Wrong parents: some cases where babies have been switched at birth

DNA tests have confirmed that two men from a northern Manitoba First Nation were switched at birth 40 years ago. The two have called for an investigation into what caused the mix-up at a federally run hospital in Norway House in June 1975.

Some other cases where newborns were sent home with the wrong parents:

— In February 2015, a French court ordered a private clinic in the Riviera city of Cannes to pay out 400,000 euros each to two 20-year-old girls switched at birth. A nurse's assistant had accidentally given baby Manon Serrano, who was in an incubator, to another mother after the girl's birth in July 1994, and gave the infant next to her to Sophie Serrano.

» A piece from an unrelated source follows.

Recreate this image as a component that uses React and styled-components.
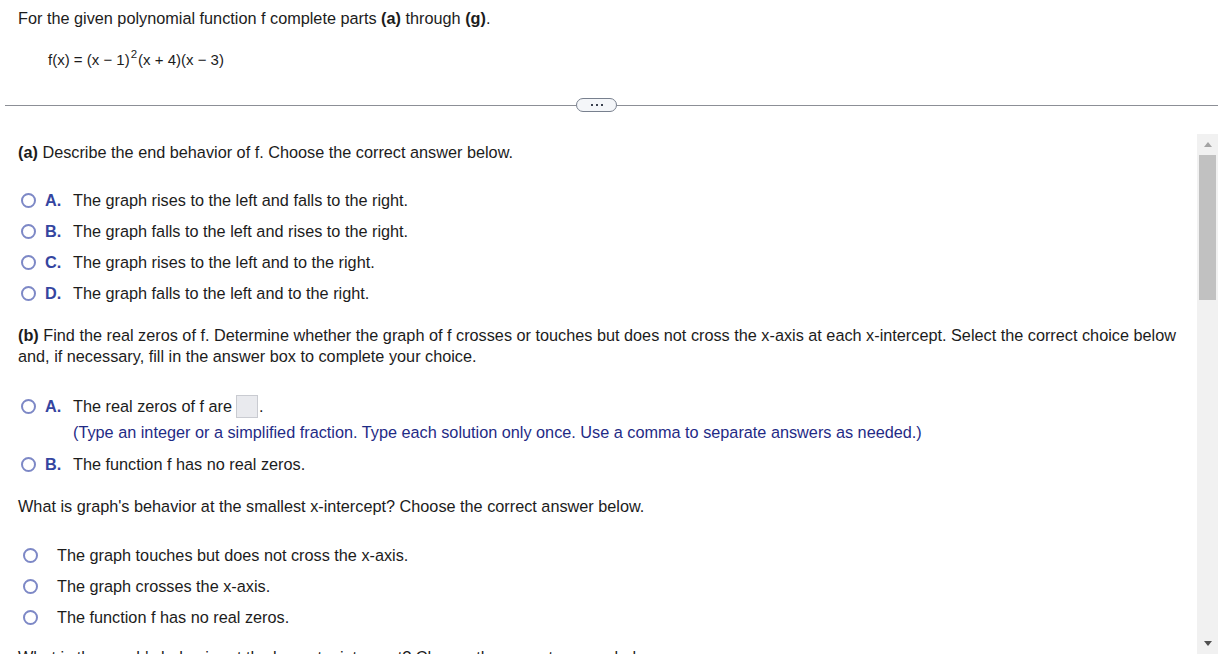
import styled, { createGlobalStyle } from "styled-components";

const GlobalStyle = createGlobalStyle`
  html, body {
    margin: 0;
    padding: 0;
    background: #ffffff;
  }
  body {
    font-family: "Liberation Sans", Arial, sans-serif;
    font-size: 16.25px;
    color: #1c1c1c;
  }
`;

const Page = styled.div`
  width: 1229px;
  height: 669px;
  display: flex;
  flex-direction: column;
  overflow: hidden;
`;

const Header = styled.header`
  height: 92px;
  box-sizing: border-box;
  padding: 8px 18px 0;
`;

const Title = styled.p`
  margin: 0;
  line-height: 20px;
`;

const Formula = styled.p`
  margin: 22px 0 0 30px;
  line-height: 20px;
  font-size: 15px;
  sup {
    font-size: 11.5px;
    line-height: 0;
    vertical-align: 7px;
    margin: 0 1px;
  }
`;

const DividerRow = styled.div`
  height: 26px;
  margin: 0 11px 0 5px;
  display: flex;
  align-items: center;
`;

const Line = styled.div`
  flex: ${(p) => (p.$width ? "none" : 1)};
  width: ${(p) => (p.$width ? `${p.$width}px` : "auto")};
  height: 1px;
  background: #8c8f96;
`;

const Pill = styled.button`
  width: 41px;
  height: 14px;
  padding: 0;
  border: 1px solid #78808e;
  border-radius: 7px;
  background: #f4f6f9;
  display: flex;
  align-items: center;
  justify-content: center;
  gap: 3px;
`;

const Dot = styled.span`
  width: 2px;
  height: 2px;
  background: #3c4250;
`;

const Body = styled.div`
  margin-top: 16px;
  height: 520px;
  display: flex;
  margin-right: 11px;
`;

const Content = styled.div`
  flex: 1;
  overflow: hidden;
  padding: 8px 12px 0 18px;
`;

const Para = styled.p`
  margin: ${(p) => p.$mt || 0}px 0 0;
  line-height: 21px;
  b {
    font-weight: bold;
  }
`;

const OptionList = styled.div`
  margin-top: ${(p) => p.$mt || 0}px;
  display: flex;
  flex-direction: column;
`;

const OptionRow = styled.div`
  height: 31px;
  display: flex;
  align-items: center;
  padding-left: ${(p) => (p.$plain ? 5 : 3)}px;
`;

const Radio = styled.span`
  width: 15px;
  height: 15px;
  box-sizing: border-box;
  border: 2px solid #7d88c6;
  border-radius: 50%;
  background: #fff;
  flex-shrink: 0;
`;

const Letter = styled.span`
  width: 28px;
  margin-left: 9px;
  color: #3445a0;
  font-weight: bold;
`;

const OptionText = styled.span`
  line-height: 21px;
  margin-left: ${(p) => (p.$plain ? 19 : 0)}px;
  display: flex;
  align-items: center;
`;

const AnswerBox = styled.span`
  display: inline-block;
  width: 22px;
  height: 23px;
  box-sizing: border-box;
  margin: 0 1px 0 4px;
  border: 1px solid #c9cbd1;
  background: #e9eaee;
`;

const Hint = styled.p`
  margin: 0 0 0 55px;
  line-height: 21px;
  color: #1f2b86;
`;

const Scrollbar = styled.div`
  width: 21px;
  height: 520px;
  background: #f1f1f1;
  display: flex;
  flex-direction: column;
  align-items: center;
`;

const Arrow = styled.div`
  height: 21px;
  display: flex;
  align-items: center;
  justify-content: center;
  color: ${(p) => p.$color};
`;

const Thumb = styled.div`
  width: 17px;
  height: 145px;
  background: #c1c1c1;
`;

const Track = styled.div`
  flex: 1;
`;

const choicesA = [
  ["A.", "The graph rises to the left and falls to the right."],
  ["B.", "The graph falls to the left and rises to the right."],
  ["C.", "The graph rises to the left and to the right."],
  ["D.", "The graph falls to the left and to the right."],
];

const behavior = [
  "The graph touches but does not cross the x-axis.",
  "The graph crosses the x-axis.",
  "The function f has no real zeros.",
];

const App = () => {
  return (
    <Page>
      <GlobalStyle />
      <Header>
        <Title>
          For the given polynomial function f complete parts <b>(a)</b> through <b>(g)</b>.
        </Title>
        <Formula>
          f(x) = (x − 1)<sup>2</sup>(x + 4)(x − 3)
        </Formula>
      </Header>

      <DividerRow>
        <Line $width={571} />
        <Pill>
          <Dot />
          <Dot />
          <Dot />
        </Pill>
        <Line />
      </DividerRow>

      <Body>
        <Content>
          <Para>
            <b>(a)</b> Describe the end behavior of f. Choose the correct answer below.
          </Para>
          <OptionList $mt={22}>
            {choicesA.map(([letter, text]) => (
              <OptionRow key={letter}>
                <Radio />
                <Letter>{letter}</Letter>
                <OptionText>{text}</OptionText>
              </OptionRow>
            ))}
          </OptionList>

          <Para $mt={16}>
            <b>(b)</b> Find the real zeros of f. Determine whether the graph of f crosses or
            touches but does not cross the x-axis at each x-intercept. Select the correct choice
            below and, if necessary, fill in the answer box to complete your choice.
          </Para>
          <OptionList $mt={24}>
            <OptionRow>
              <Radio />
              <Letter>A.</Letter>
              <OptionText>
                The real zeros of f are
                <AnswerBox />.
              </OptionText>
            </OptionRow>
            <Hint>
              (Type an integer or a simplified fraction. Type each solution only once. Use a
              comma to separate answers as needed.)
            </Hint>
          </OptionList>
          <OptionList $mt={6}>
            <OptionRow>
              <Radio />
              <Letter>B.</Letter>
              <OptionText>The function f has no real zeros.</OptionText>
            </OptionRow>
          </OptionList>

          <Para $mt={16}>What is graph's behavior at the smallest x-intercept? Choose the correct answer below.</Para>
          <OptionList $mt={23}>
            {behavior.map((text) => (
              <OptionRow key={text} $plain>
                <Radio />
                <OptionText $plain>{text}</OptionText>
              </OptionRow>
            ))}
          </OptionList>

          <Para $mt={14}>What is the graph's behavior at the largest x-intercept? Choose the correct answer below.</Para>
        </Content>

        <Scrollbar>
          <Arrow $color="#a3a3a3">
            <svg width="8" height="5" viewBox="0 0 8 5">
              <path d="M0 5 L4 0 L8 5 Z" fill="currentColor" />
            </svg>
          </Arrow>
          <Thumb />
          <Track />
          <Arrow $color="#505050">
            <svg width="8" height="5" viewBox="0 0 8 5">
              <path d="M0 0 L8 0 L4 5 Z" fill="currentColor" />
            </svg>
          </Arrow>
        </Scrollbar>
      </Body>
    </Page>
  );
};

export default App;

— In May 2014, a South African court approved an investigation into two baby girls mistakenly given to different mothers in 2010. The mothers ended up disagreeing over how to resolve the traumatic situation. One of them, who was single and unemployed, learned about the mistake while trying to get child support. 

— In October 2011, two Russian families with 12-year-old daughters won $100,000 each in compensation from a maternity home that mixed up the girls. The families learned about the switch after the former husband of Yuliya Belyayeva refused to support their daughter, Irina, because she didn't look like him. A DNA test revealed that neither of them was Irina's parent. An investigation tracked down Irina's biological father, Naimat Iskanderov, who had been raising Belyayeva's own child, Anna.

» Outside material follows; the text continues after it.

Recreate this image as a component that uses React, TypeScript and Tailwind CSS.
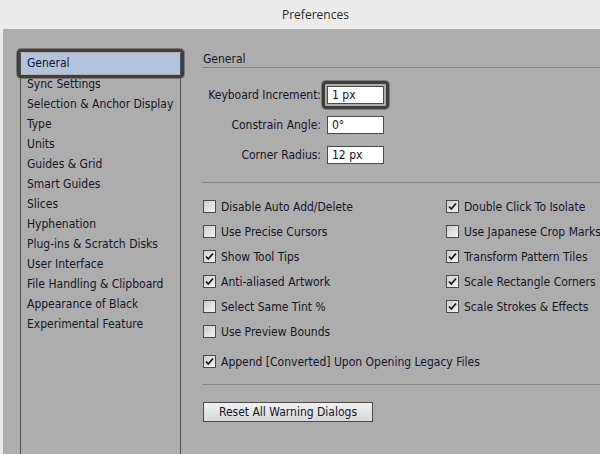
const font = { fontFamily: '"DejaVu Sans Condensed", "DejaVu Sans", "Liberation Sans", sans-serif' };

const categories = [
  "General",
  "Sync Settings",
  "Selection & Anchor Display",
  "Type",
  "Units",
  "Guides & Grid",
  "Smart Guides",
  "Slices",
  "Hyphenation",
  "Plug-ins & Scratch Disks",
  "User Interface",
  "File Handling & Clipboard",
  "Appearance of Black",
  "Experimental Feature",
];

const leftChecks = [
  { label: "Disable Auto Add/Delete", on: false },
  { label: "Use Precise Cursors", on: false },
  { label: "Show Tool Tips", on: true },
  { label: "Anti-aliased Artwork", on: true },
  { label: "Select Same Tint %", on: false },
  { label: "Use Preview Bounds", on: false },
];

const rightChecks = [
  { label: "Double Click To Isolate", on: true },
  { label: "Use Japanese Crop Marks", on: false },
  { label: "Transform Pattern Tiles", on: true },
  { label: "Scale Rectangle Corners", on: true },
  { label: "Scale Strokes & Effects", on: true },
];

const Checkbox = ({ label, on }: { label: string; on: boolean }) => (
  <div className="flex items-center h-[25px] gap-[5px] whitespace-nowrap">
    <div className="w-[13px] h-[13px] border border-[#4a4a4a] bg-gradient-to-br from-[#cdcdcd] to-[#f4f4f4] flex items-center justify-center shrink-0">
      {on && (
        <svg width="11" height="11" viewBox="0 0 11 11">
          <path d="M2 5.5 L4.3 8 L9 2.5" fill="none" stroke="#1a1a1a" strokeWidth="1.8" />
        </svg>
      )}
    </div>
    <span>{label}</span>
  </div>
);

const Field = ({ label, value, focused }: { label: string; value: string; focused?: boolean }) => (
  <div className="flex items-center h-[18px]">
    <span className="w-[120px] text-right pr-[1px] whitespace-nowrap">{label}</span>
    <div className="relative ml-[5px]">
      {focused && (
        <div className="absolute -inset-[5px] rounded-[4px] border-[3px] border-[#3e3e3e] shadow-[0_0_0_1px_#7a7a7a]" />
      )}
      <div className="w-[57px] h-[18px] bg-white border border-[#4a4a4a] pl-[4px] leading-[16px]">{value}</div>
    </div>
  </div>
);

export default function App() {
  return (
    <div className="w-[600px] h-[454px] overflow-hidden flex flex-col bg-[#ebebeb] text-[12px] text-[#15152a]" style={font}>
      <div className="h-[29px] shrink-0 flex items-center pl-[282px] text-[12px] text-[#2b2b2b]" style={{ fontFamily: '"Open Sans", "Noto Sans", sans-serif' }}>
        Preferences
      </div>
      <div className="flex-1 flex ml-[3px] bg-[#adadad] min-h-0">
        {/* category list */}
        <div className="ml-[17px] mt-[24px] w-[161px] shrink-0 border-x border-[#4f4f4f] flex flex-col">
          {categories.map((c, i) =>
            i === 0 ? (
              <div key={c} className="relative h-[21px] leading-[21px] pl-[6px] bg-[#b3c3dd]">
                <div className="absolute -inset-y-[4px] -left-[4px] -right-[4px] rounded-[4px] border-[3px] border-[#3e3e3e] shadow-[0_0_0_1px_#7a7a7a]" />
                {c}
              </div>
            ) : (
              <div key={c} className="h-[20px] leading-[20px] pl-[6px] whitespace-nowrap">
                {c}
              </div>
            )
          )}
        </div>

        {/* settings */}
        <div className="flex-1 ml-[21px] flex flex-col min-w-0">
          <div className="mt-[22px] pl-[1px] h-[16px] leading-[16px]">General</div>
          <div className="h-px bg-[#858585]" />

          <div className="flex flex-col gap-[12px] mt-[18px]">
            <Field label="Keyboard Increment:" value="1 px" focused />
            <Field label="Constrain Angle:" value="0°" />
            <Field label="Corner Radius:" value="12 px" />
          </div>

          <div className="h-px bg-[#858585] mt-[18px]" />

          <div className="flex mt-[11px] pl-[1px]">
            <div className="w-[243px] shrink-0 flex flex-col">
              {leftChecks.map((c) => (
                <Checkbox key={c.label} {...c} />
              ))}
            </div>
            <div className="flex flex-col">
              {rightChecks.map((c) => (
                <Checkbox key={c.label} {...c} />
              ))}
            </div>
          </div>
          <div className="mt-[5px] pl-[1px]">
            <Checkbox label="Append [Converted] Upon Opening Legacy Files" on />
          </div>

          <div className="h-px bg-[#858585] mt-[10px]" />

          <button className="mt-[17px] ml-[1px] w-[170px] h-[20px] border border-[#4a4a4a] bg-gradient-to-b from-[#f0f0f0] to-[#d9d9d9] text-[12px] leading-[18px] text-[#15152a]" style={font}>
            Reset All Warning Dialogs
          </button>
        </div>
      </div>
    </div>
  );
}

— In 2008, two Brazilian men, Dimas Aliprandi and Elton Plaster, learned they had been accidentally sent home with the wrong parents more than 20 years earlier. The discovery didn't bring bitterness or recrimination, but led to the creation of a bigger family. In 2010, they were living and working together with both sets of parents growing vegetables and coffee on a small farm in southeastern Brazil.

— In 1990, an 11-year-old Florida girl at the centre of a baby swap met the couple proven through genetic tests to be her parents. Kimberly Mays was born at a rural hospital in central Florida and went home with the wrong parents. At the time of the discovery, the girl she'd been switched with had died of a heart defect two years earlier.